Oleh : Jawahir Thontowi SH.,PHD.
Direktur Centre for Local Law Development Studies (CLDS), dan Dosen Fakultas Hukum Universitas Islam Indonesia Yogyakarta.
Sudah lebih dari tiga tahun (7 September 2007) kasus wafatnya pejuang HAM Munir telah berlalu. Tetapi, proses peradilan dari tingkat pertama hingga pintu gerbang penegakan hukum tertinggi MA RI masih menyisakan banyak kemusykilan. Kemusykilan tersebut antara lain, MA dalam keputusan Kasasinya membebaskan Polly dari tuntutan hukum, inkracht.

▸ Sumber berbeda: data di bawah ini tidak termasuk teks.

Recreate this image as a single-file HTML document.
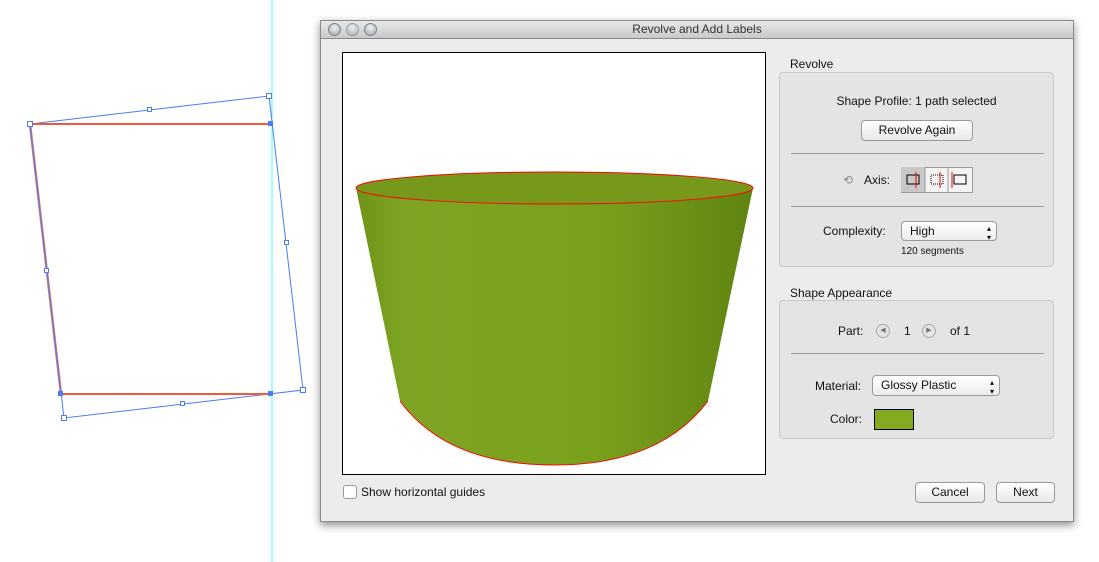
<!DOCTYPE html>
<html><head><style>
body{margin:0;width:1099px;height:562px;background:#fff;position:relative;overflow:hidden;font-family:"Liberation Sans",sans-serif;font-size:12px;color:#111}
.a{position:absolute}
.win{left:320px;top:20px;width:752px;height:500px;background:#ececec;border:1px solid #8a8a8a;box-shadow:0 3px 8px rgba(0,0,0,.45)}
.title{left:0;top:0;width:752px;height:17px;background:linear-gradient(#e8e8e8,#c9c9c9);border-bottom:1px solid #888;text-align:center;line-height:17px;font-size:12px;color:#333}
.dot{width:11px;height:11px;border-radius:50%;background:radial-gradient(circle at 50% 35%,#f2f4f6,#9aa3ad);border:1px solid #7d838a;top:2px}
.box{background:#e4e4e4;border:1px solid #c9c9c9;border-radius:4px}
.btn{background:linear-gradient(#fff,#e8e8e8);border:1px solid #9a9a9a;border-radius:4px;text-align:center;line-height:19px;font-size:12px}
.sel{background:linear-gradient(#fff,#ececec);border:1px solid #9a9a9a;border-radius:4px;line-height:19px;padding-left:8px;box-sizing:border-box}
.hr{height:1px;background:#9c9c9c}
</style></head><body>
<svg class="a" style="left:0;top:0" width="320" height="562">
<line x1="272" y1="0" x2="272" y2="562" stroke="#4ff" stroke-width="1"/>
<polygon points="30,124 269,96 303,390 64,418" fill="none" stroke="#4b7cf3" stroke-width="1"/>
<line x1="30" y1="124" x2="271" y2="124" stroke="#f05a3c" stroke-width="2"/>
<line x1="61" y1="394" x2="271" y2="394" stroke="#f05a3c" stroke-width="2"/>
<line x1="30" y1="124" x2="61" y2="394" stroke="#f07a50" stroke-width="2.5"/>
<line x1="30" y1="124" x2="61" y2="394" stroke="#4b7cf3" stroke-width="1.2"/>
<g fill="#fff" stroke="#4b7cf3"><rect x="27.5" y="121.5" width="5" height="5"/><rect x="266.5" y="93.5" width="5" height="5"/><rect x="147.5" y="107.5" width="4" height="4"/><rect x="284.5" y="240.5" width="4" height="4"/><rect x="300.5" y="387.5" width="5" height="5"/><rect x="61.5" y="415.5" width="5" height="5"/><rect x="180.5" y="401.5" width="4" height="4"/><rect x="44.5" y="268.5" width="4" height="4"/></g>
<g fill="#4b7cf3"><rect x="268" y="121" width="5" height="5"/><rect x="268" y="391" width="5" height="5"/><rect x="58" y="391" width="5" height="5"/></g>
</svg>
<div class="a win">
<div class="a title">Revolve and Add Labels</div>
<div class="a dot" style="left:7px"></div><div class="a dot" style="left:25px;opacity:.7"></div><div class="a dot" style="left:43px"></div>
<div class="a" style="left:0;top:-2px;width:752px;height:500px">
<div class="a" style="left:21px;top:33px;width:422px;height:421px;background:#fff;border:1px solid #000">
<svg width="423" height="422">
<defs><linearGradient id="g" x1="0" x2="1"><stop offset="0" stop-color="#6d9418"/><stop offset=".12" stop-color="#7ea423"/><stop offset=".6" stop-color="#7aa11c"/><stop offset="1" stop-color="#5f8511"/></linearGradient></defs>
<path d="M13,135 L57,348 Q104,412 211,412 Q317,412 365,348 L410,135 Z" fill="url(#g)"/>
<path d="M57,348 Q104,412 211,412 Q317,412 365,348" fill="none" stroke="#f00" stroke-width="1"/>
<ellipse cx="211.5" cy="135" rx="198.5" ry="16" fill="#76991c" stroke="#f00" stroke-width="1"/>
</svg></div>
<div class="a" style="left:22px;top:466px;width:12px;height:12px;border:1px solid #9a9a9a;border-radius:3px;background:#fff"></div>
<div class="a" style="left:40px;top:466px">Show horizontal guides</div>
<div class="a" style="left:469px;top:38px">Revolve</div>
<div class="a box" style="left:458px;top:53px;width:273px;height:193px"></div>
<div class="a" style="left:458px;top:75px;width:275px;text-align:center">Shape Profile: 1 path selected</div>
<div class="a btn" style="left:540px;top:101px;width:110px;height:19px">Revolve Again</div>
<div class="a hr" style="left:470px;top:134px;width:253px"></div>
<div class="a" style="left:522px;top:154px;color:#888">⟲</div>
<div class="a" style="left:543px;top:154px">Axis:</div>
<div class="a" style="left:580px;top:148px;width:70px;height:24px;border:1px solid #9a9a9a;background:#f4f4f4"></div>
<div class="a" style="left:580px;top:148px;width:24px;height:25px;background:#c8c8c8"></div>
<svg class="a" style="left:580px;top:148px" width="72" height="26"><g stroke="#000" fill="none"><rect x="6" y="8" width="12" height="9"/><rect x="30" y="8" width="12" height="9" stroke-dasharray="1 1"/><rect x="53" y="8" width="12" height="9"/></g><g stroke="#e00"><line x1="15" y1="5" x2="15" y2="21"/><line x1="39" y1="5" x2="39" y2="21"/><line x1="51" y1="5" x2="51" y2="21"/></g><line x1="24" y1="0" x2="24" y2="26" stroke="#9a9a9a"/><line x1="47" y1="0" x2="47" y2="26" stroke="#9a9a9a"/></svg>
<div class="a hr" style="left:470px;top:187px;width:253px"></div>
<div class="a" style="left:502px;top:205px">Complexity:</div>
<div class="a sel" style="left:580px;top:202px;width:96px;height:20px">High<span style="position:absolute;right:5px;font-size:8px;line-height:9px;top:2px">▴<br>▾</span></div>
<div class="a" style="left:580px;top:227px;font-size:10px">120 segments</div>
<div class="a" style="left:469px;top:267px">Shape Appearance</div>
<div class="a box" style="left:458px;top:281px;width:273px;height:137px"></div>
<div class="a" style="left:517px;top:305px">Part:</div>
<div class="a" style="left:555px;top:305px;width:12px;height:12px;border:1px solid #aaa;border-radius:50%;font-size:7px;text-align:center;line-height:12px;color:#777">◀</div>
<div class="a" style="left:583px;top:305px">1</div>
<div class="a" style="left:601px;top:305px;width:12px;height:12px;border:1px solid #aaa;border-radius:50%;font-size:7px;text-align:center;line-height:12px;color:#777">▶</div>
<div class="a" style="left:629px;top:305px">of 1</div>
<div class="a hr" style="left:470px;top:334px;width:253px"></div>
<div class="a" style="left:494px;top:360px">Material:</div>
<div class="a sel" style="left:551px;top:356px;width:128px;height:21px">Glossy Plastic<span style="position:absolute;right:5px;font-size:8px;line-height:9px;top:2px">▴<br>▾</span></div>
<div class="a" style="left:509px;top:393px">Color:</div>
<div class="a" style="left:553px;top:390px;width:38px;height:19px;background:#85aa1f;border:1px solid #000"></div>
<div class="a btn" style="left:594px;top:463px;width:68px;height:19px">Cancel</div>
<div class="a btn" style="left:675px;top:463px;width:57px;height:19px">Next</div>
</div>
</div>
</body></html>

Di balik itu, sepertinya ada kejanggalan bahwa pihak kejaksaan melakukan PK atas putusan MA tersebut. Biasanya yang menghadirkan bukti baru adalah pihak terpidana. Dalam hal ini, justru berbeda sebab kejaksaan menemukan bukti baru, dengan menghadirkan Indra Setiawan dan Nurhaenul sebagai mantan petinggi Maskapai Garuda, sebagai bukti baru, novum, juga telah menuai kontroversi.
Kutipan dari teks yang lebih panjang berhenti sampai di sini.